Since the product’s above-ground introduction ten years ago, this is only the eighth curved conveyor to be installed worldwide.
Replacing a head station, tail station and transfer chute installed to cope with a deflection brought on by geological faults, the curved conveyor slots in between two conventional conveyors, taking the 1,2-m-wide belt around a 12˚ corner over a 650 m radius. Also unique is the fact that a polyvinyl chloride belt, as opposed to a conventional steel-cord belt, will be used.
While the best radius achievable with a conventional conveyor belt is 2 000 m, curved conveyors can achieve radii as tight as 250 m, using a 600 mm belt.
Apart from saving the mine an estimated R1,5-million, the R630 000, 130 m installation at Middelbult brings several advantages to operational efficiencies, explains Middelbult shaft manager Hannes van Heerden.
The essential advantages of belt conveyors with horizontal curves include a reduction in investment costs as a result of the adaptation of the belt alignment to the terrain without large civil engineering works; the circumvolving of barriers such as faults; the abolition of discharge and driving stations along the conveyor track; a reduction in operating costs, especially through a decrease in downtime, and a decrease in environmental pollution by the abolition of discharge and driving stations along the conveyor track.
Deadweight forces of belt and material are used to counteract the force component in the direction of the inside curve around a corner, which means that the swinging suspended idler stations are self-adjusting and allows the 1 800 t/h capacity belt to be self-aligning.
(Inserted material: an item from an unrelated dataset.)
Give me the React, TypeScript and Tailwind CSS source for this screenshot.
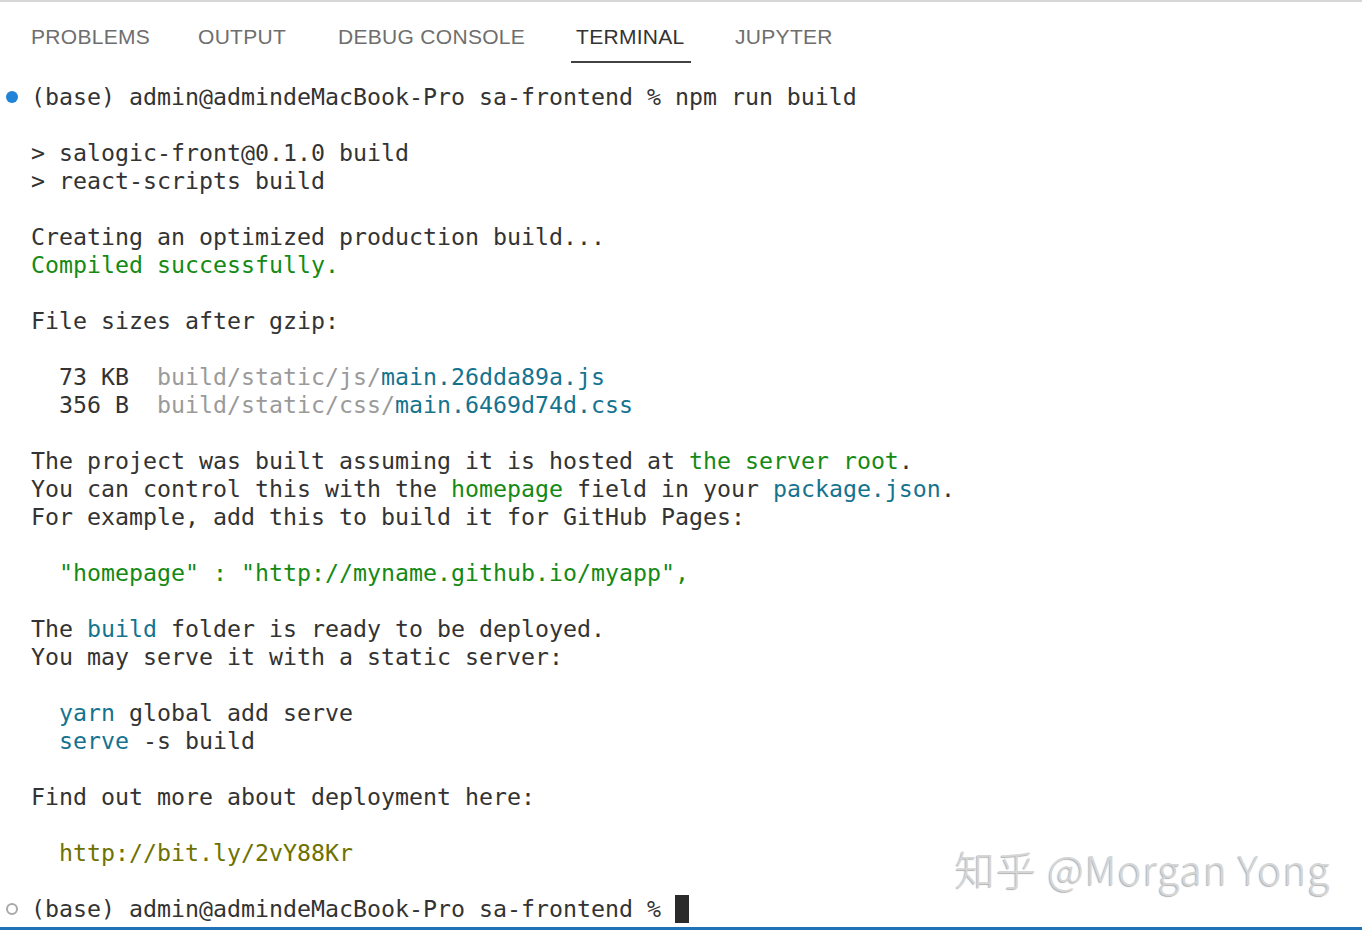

This eliminates the need for exact positioning and time-consuming installation of the idler station before start-up, as is the case with conventional conveyor belts.
“I am of the opinion that the integration of curved conveyor systems into our operations will make them more user-friendly and less maintenance-intensive,” says Van Heerden.
Middelbult is already investigating a second installation using a 1,5 m belt and is also contemplating capitalising from the belt’s self-aligning properties by installing it in areas where conventional straight conveyor belts are having tracking problems.
The mine uses about 32 km of conveyor belt in its underground operations.
“There is a large capacity for curved conveyor belts in South Africa, not only in mining but also in industrial applications,” Betterect MD Martin Zechner believes.
“We hold the distribution licence for this Austrian patent in Southern Africa and are also looking at exports to Australia.”